The Board also approved a separation agreement in connection with the departure of its Chief Executive Officer, Jason Meyenburg (the "Separation Agreement"). Mr. Meyenburg's last date of employment with the Company as its President and Chief Executive Officer is February 28, 2022 (the "Separation Date"). Mr. Meyenburg will no longer serve as a director of the Company, effective as of February 28, 2022. Mr. Meyenburg's resignation from the Board was not due to any disagreement with the Company's operations, policies or practices. Pursuant to the Separation Agreement, Mr. Meyenburg is entitled to receive (i) an amount equal to twelve (12) months of his base salary, (ii) a pro rata portion of his target bonus (as defined in his employment agreement) for 2022 (the calendar year in which the last day of his employment occurs), and (iii) monthly COBRA premiums paid by the Company until the earlier of (a) twelve (12) months from the Separation Date, (b) the date Mr. Meyenburg becomes eligible for health insurance through another employer, or (c) the cessation of Mr. Meyenburg's continuation coverage rights under COBRA. The Separation Agreement also contains a reaffirmation of Mr. Meyenburg's confidentiality and restrictive covenant obligations to the Company and a general release of claims by Mr. Meyenburg. Mr. Meyenburg will continue to contribute to the Company in an advisory role for a period of time following the Separation Date, during which time he will continue to vest in his existing equity awards. In addition, Mr. Meyenburg may exercise his vested stock options until 180 days after the termination of his advisory role, or the original expiration date of such stock options, if earlier.

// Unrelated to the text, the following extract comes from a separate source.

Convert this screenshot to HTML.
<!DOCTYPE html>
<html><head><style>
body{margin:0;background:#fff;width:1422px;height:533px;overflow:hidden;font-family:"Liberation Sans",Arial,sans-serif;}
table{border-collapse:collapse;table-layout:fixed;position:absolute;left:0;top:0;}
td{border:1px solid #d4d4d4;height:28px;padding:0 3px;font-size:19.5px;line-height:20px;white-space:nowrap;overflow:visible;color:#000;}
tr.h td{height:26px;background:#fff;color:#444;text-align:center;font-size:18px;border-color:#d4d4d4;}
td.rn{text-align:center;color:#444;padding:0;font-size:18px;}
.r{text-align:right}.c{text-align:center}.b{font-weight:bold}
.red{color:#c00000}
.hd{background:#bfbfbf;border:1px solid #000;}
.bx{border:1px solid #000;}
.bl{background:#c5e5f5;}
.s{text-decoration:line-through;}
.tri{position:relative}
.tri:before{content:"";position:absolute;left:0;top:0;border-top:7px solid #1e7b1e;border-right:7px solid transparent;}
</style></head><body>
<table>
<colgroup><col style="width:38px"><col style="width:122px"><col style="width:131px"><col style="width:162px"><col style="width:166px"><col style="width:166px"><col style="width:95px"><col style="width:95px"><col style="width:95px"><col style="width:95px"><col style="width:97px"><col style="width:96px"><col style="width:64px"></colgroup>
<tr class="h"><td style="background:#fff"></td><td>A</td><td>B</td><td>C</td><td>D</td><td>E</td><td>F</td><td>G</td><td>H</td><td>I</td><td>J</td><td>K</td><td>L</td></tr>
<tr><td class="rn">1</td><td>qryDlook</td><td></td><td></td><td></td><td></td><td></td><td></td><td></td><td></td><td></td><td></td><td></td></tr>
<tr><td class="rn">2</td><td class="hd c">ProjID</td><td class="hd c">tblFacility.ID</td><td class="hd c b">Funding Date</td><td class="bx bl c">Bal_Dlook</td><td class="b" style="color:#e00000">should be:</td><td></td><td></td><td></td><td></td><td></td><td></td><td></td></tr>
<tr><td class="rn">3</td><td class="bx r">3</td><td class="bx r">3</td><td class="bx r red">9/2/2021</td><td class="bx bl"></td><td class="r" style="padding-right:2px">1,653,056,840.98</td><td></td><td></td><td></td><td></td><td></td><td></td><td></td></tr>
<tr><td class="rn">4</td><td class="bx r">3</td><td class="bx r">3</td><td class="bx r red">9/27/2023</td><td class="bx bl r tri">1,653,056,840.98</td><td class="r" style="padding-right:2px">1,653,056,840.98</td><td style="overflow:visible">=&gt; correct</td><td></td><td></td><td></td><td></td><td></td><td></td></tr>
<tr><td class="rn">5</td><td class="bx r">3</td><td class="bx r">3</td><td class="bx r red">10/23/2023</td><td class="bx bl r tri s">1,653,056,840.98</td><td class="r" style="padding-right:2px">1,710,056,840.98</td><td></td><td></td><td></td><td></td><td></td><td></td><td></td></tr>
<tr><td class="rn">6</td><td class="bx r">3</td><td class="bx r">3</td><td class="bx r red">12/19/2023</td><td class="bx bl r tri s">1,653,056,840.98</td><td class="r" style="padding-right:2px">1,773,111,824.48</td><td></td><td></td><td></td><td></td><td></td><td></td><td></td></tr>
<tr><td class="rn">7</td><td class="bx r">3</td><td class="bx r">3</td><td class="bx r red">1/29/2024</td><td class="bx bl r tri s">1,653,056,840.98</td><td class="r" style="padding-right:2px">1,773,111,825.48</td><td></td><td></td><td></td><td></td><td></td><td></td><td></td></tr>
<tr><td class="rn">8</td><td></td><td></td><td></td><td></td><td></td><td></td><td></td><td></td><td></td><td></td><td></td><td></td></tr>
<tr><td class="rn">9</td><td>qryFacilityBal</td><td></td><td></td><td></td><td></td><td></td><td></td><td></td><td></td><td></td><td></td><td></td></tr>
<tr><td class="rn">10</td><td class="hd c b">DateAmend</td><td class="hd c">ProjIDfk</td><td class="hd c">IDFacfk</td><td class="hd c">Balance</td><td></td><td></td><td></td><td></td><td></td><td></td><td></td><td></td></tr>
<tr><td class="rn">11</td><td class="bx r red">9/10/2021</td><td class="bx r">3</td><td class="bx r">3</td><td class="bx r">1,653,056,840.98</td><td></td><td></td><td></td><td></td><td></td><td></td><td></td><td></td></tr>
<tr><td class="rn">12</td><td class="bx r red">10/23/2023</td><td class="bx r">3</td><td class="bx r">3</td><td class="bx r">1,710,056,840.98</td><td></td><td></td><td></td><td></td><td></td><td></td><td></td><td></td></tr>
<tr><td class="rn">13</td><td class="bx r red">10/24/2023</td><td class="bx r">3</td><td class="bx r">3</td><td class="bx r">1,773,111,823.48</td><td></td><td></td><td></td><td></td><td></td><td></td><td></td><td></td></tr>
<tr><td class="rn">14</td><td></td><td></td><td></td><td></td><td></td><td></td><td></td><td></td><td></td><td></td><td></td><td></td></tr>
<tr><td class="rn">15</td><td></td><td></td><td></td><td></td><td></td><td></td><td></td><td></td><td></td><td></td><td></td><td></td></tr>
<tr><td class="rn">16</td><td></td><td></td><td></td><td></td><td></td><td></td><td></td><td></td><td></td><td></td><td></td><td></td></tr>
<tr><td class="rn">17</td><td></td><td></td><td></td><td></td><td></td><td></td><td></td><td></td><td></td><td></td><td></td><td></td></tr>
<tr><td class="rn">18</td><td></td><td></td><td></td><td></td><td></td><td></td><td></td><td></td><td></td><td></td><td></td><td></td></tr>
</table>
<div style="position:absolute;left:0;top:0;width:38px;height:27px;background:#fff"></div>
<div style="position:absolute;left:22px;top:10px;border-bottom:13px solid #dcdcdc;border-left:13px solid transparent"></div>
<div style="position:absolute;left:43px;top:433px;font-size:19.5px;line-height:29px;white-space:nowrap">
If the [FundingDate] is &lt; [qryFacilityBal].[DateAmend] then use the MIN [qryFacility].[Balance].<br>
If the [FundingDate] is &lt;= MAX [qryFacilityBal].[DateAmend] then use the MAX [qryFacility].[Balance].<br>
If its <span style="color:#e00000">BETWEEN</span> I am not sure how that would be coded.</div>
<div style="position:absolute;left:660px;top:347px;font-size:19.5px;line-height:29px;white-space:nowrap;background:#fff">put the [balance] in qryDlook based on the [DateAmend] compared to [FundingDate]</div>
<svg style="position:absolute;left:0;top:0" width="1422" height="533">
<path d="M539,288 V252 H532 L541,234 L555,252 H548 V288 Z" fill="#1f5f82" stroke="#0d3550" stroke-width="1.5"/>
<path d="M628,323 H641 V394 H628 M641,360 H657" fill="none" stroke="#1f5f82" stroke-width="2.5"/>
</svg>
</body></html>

The foregoing summary does not purport to be complete and is qualified in its entirety by the Separation Agreement, a copy of which is attached hereto as Exhibit 10.1 and is incorporated herein by reference.

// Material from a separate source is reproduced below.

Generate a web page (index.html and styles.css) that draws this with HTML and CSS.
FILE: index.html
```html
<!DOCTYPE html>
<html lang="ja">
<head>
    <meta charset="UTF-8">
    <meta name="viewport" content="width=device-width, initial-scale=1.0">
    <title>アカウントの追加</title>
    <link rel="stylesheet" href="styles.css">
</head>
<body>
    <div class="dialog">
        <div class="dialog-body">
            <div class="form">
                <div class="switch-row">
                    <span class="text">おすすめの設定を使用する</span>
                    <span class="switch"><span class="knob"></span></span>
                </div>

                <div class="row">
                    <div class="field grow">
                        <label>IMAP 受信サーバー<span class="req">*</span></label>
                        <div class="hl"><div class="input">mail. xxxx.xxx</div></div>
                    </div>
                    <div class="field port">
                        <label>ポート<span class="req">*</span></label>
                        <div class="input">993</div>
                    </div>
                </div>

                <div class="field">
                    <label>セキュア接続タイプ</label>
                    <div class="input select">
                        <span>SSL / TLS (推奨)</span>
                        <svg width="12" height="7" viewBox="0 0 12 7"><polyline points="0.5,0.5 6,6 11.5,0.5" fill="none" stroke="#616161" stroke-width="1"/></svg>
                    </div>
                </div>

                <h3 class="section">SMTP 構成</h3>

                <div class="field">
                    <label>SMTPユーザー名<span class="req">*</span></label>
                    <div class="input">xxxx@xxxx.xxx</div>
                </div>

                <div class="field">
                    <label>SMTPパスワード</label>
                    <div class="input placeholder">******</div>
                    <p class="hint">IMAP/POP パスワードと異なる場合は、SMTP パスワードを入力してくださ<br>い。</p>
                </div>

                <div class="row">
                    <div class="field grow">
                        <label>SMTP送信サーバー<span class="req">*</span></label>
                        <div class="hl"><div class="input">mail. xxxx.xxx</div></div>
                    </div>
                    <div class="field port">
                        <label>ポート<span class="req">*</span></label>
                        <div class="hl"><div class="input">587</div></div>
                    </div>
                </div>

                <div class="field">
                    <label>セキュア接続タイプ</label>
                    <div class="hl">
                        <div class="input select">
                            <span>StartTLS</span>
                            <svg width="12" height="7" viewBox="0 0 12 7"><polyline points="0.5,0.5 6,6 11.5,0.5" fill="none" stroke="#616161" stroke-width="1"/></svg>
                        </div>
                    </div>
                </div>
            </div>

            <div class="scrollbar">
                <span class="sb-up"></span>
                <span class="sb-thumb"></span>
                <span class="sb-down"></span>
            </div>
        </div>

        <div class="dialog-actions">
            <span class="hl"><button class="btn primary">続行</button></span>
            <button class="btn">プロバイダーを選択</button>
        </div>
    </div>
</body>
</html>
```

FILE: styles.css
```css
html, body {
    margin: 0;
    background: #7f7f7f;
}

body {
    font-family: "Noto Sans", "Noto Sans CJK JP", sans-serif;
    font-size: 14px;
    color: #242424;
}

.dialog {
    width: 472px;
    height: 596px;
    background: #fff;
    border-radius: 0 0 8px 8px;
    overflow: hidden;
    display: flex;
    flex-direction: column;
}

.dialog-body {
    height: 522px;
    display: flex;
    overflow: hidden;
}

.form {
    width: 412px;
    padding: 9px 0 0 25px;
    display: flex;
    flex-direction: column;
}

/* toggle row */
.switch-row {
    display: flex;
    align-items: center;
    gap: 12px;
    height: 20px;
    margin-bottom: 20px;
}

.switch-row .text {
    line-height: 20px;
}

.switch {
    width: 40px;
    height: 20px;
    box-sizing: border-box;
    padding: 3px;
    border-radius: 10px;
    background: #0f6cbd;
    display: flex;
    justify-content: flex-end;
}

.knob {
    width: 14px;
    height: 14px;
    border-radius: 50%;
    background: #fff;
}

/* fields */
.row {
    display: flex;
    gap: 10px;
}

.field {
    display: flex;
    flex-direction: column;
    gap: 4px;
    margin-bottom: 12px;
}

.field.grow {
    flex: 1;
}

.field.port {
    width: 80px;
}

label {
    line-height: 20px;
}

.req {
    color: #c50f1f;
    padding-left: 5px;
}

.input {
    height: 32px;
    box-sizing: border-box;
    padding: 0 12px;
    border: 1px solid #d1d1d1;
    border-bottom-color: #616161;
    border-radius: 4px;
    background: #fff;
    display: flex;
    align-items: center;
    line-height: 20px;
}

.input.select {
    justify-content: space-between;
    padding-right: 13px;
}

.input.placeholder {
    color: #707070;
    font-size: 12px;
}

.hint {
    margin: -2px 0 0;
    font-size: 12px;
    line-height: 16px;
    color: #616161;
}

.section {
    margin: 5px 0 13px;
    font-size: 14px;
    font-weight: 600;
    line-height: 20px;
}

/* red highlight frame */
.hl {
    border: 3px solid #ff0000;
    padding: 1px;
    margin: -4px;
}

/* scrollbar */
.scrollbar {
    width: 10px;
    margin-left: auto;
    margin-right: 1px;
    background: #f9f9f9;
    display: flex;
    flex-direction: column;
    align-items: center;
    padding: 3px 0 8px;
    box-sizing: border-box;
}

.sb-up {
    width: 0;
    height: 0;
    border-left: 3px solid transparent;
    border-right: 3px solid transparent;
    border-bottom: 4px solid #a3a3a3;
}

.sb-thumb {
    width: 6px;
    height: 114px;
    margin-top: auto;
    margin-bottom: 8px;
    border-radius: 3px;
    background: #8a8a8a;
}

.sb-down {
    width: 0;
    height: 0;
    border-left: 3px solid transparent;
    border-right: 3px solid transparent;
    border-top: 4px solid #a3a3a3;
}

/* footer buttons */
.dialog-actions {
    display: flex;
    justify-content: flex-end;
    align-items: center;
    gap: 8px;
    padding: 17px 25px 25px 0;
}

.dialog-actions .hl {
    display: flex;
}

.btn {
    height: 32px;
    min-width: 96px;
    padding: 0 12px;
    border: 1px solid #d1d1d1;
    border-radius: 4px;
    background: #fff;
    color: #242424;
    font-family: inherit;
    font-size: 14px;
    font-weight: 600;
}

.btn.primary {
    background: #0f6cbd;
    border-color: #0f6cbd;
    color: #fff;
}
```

Appointment of Interim President and CEO 

In connection with Mr. Meyenburg's departure, the Board appointed Dr. Georges Gemayel, the Company's current Executive Chair, to serve as Interim President and Chief Executive Officer, effective as of February 28, 2022. Dr. Gemayel will continue to serve as a member and Chair of the Board. Biographical information regarding Dr. Gemayel is contained in and incorporated herein by reference from the Company's definitive proxy statement filed with the Securities and Exchange Commission on August 17, 2021.

Dr. Gemayel does not have any family relationships with any of the Company's directors or executive officers. The terms of Dr. Gemayel's employment with the Company are set forth in the Employment Agreement by and between the Company and Dr. Gemayel, dated November 15, 2021, filed with the Securities and Exchange Commission on November 15, 2021.